Among the entries below, count the lines where the string "screenshot" occurs, and give only the number.

***** Supplied records *****

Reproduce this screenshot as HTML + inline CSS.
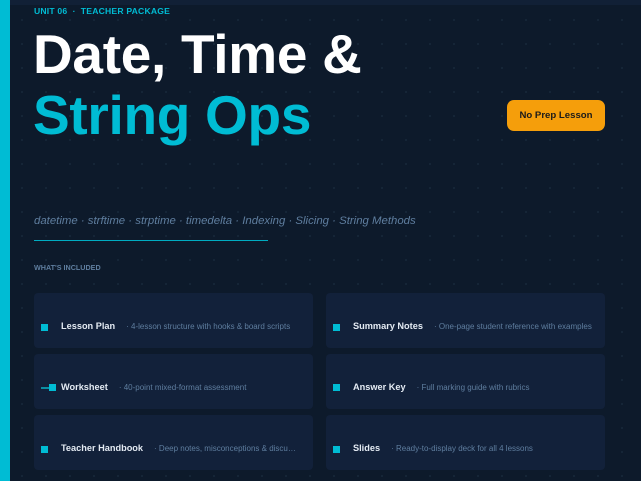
<!DOCTYPE html>
<html><head><style>
*{margin:0;padding:0;box-sizing:border-box}
body{width:641px;height:481px;overflow:hidden;background:#0d1a2b;font-family:"Liberation Sans",sans-serif;position:relative;
background-image:radial-gradient(circle,#172739 0.8px,transparent 1.2px);background-size:24px 24px;background-position:10px 8px}
.top{position:absolute;left:0;top:0;width:641px;height:5px;background:#112036}
.bar{position:absolute;left:0;top:0;width:10px;height:481px;background:#00bcd4}
.kick{position:absolute;left:34px;top:6px;font-size:8.6px;font-weight:bold;color:#00bcd4;letter-spacing:0.2px}
.h1{position:absolute;left:33px;font-size:55px;font-weight:bold;line-height:1;letter-spacing:-0.3px}
.btn{position:absolute;left:507px;top:100px;width:98px;height:31px;background:#f59e0b;border-radius:7px;color:#1a1a1a;font-size:9.6px;font-weight:bold;text-align:center;line-height:31px}
.tags{position:absolute;left:34px;top:215px;font-size:11.4px;font-style:italic;color:#5f7e9f}
.line{position:absolute;left:34px;top:240px;width:234px;height:1px;background:#00acc1}
.wi{position:absolute;left:34px;top:263px;font-size:7.2px;font-weight:bold;color:#5f7e9f}
.card{position:absolute;width:279px;height:55px;background:#12213a;border-radius:4px}
.sq{position:absolute;left:7px;top:31px;width:7px;height:7px;background:#00bcd4}
.t{position:absolute;left:27px;top:28px;font-size:9.2px;font-weight:bold;color:#e4ebf3;white-space:nowrap}
.d{color:#5f7e9f;font-weight:normal;font-size:8px;margin-left:11px}
</style></head><body>
<div class="top"></div><div class="bar"></div>
<div class="kick">UNIT 06 &nbsp;·&nbsp; TEACHER PACKAGE</div>
<div class="h1" style="top:27px;color:#fff">Date, Time &amp;</div>
<div class="h1" style="top:88px;color:#00bcd4">String Ops</div>
<div class="btn">No Prep Lesson</div>
<div class="tags">datetime · strftime · strptime · timedelta · Indexing · Slicing · String Methods</div>
<div class="line"></div>
<div class="wi">WHAT'S INCLUDED</div>

<div class="card" style="left:34px;top:293px"><div class="sq"></div><div class="t">Lesson Plan<span class="d">· 4-lesson structure with hooks &amp; board scripts</span></div></div>
<div class="card" style="left:326px;top:293px"><div class="sq"></div><div class="t">Summary Notes<span class="d">· One-page student reference with examples</span></div></div>
<div class="card" style="left:34px;top:354px"><div style="position:absolute;left:7px;top:33px;width:8px;height:2px;background:#0c8fa3"></div><div class="sq" style="left:15px;top:30px"></div><div class="t" style="top:28px">Worksheet<span class="d">· 40-point mixed-format assessment</span></div></div>
<div class="card" style="left:326px;top:354px"><div class="sq" style="top:30px"></div><div class="t" style="top:28px">Answer Key<span class="d">· Full marking guide with rubrics</span></div></div>
<div class="card" style="left:34px;top:415px"><div class="sq"></div><div class="t">Teacher Handbook<span class="d">· Deep notes, misconceptions &amp; discu…</span></div></div>
<div class="card" style="left:326px;top:415px"><div class="sq"></div><div class="t">Slides<span class="d">· Ready-to-display deck for all 4 lessons</span></div></div>
</body></html>
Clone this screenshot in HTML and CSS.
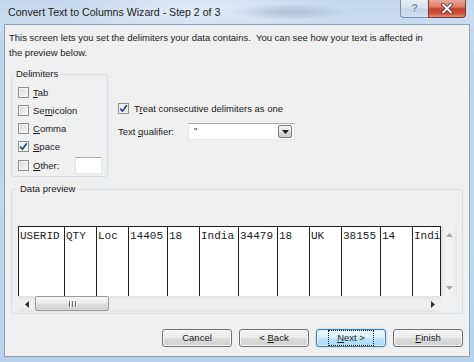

*****

** Full solution **
2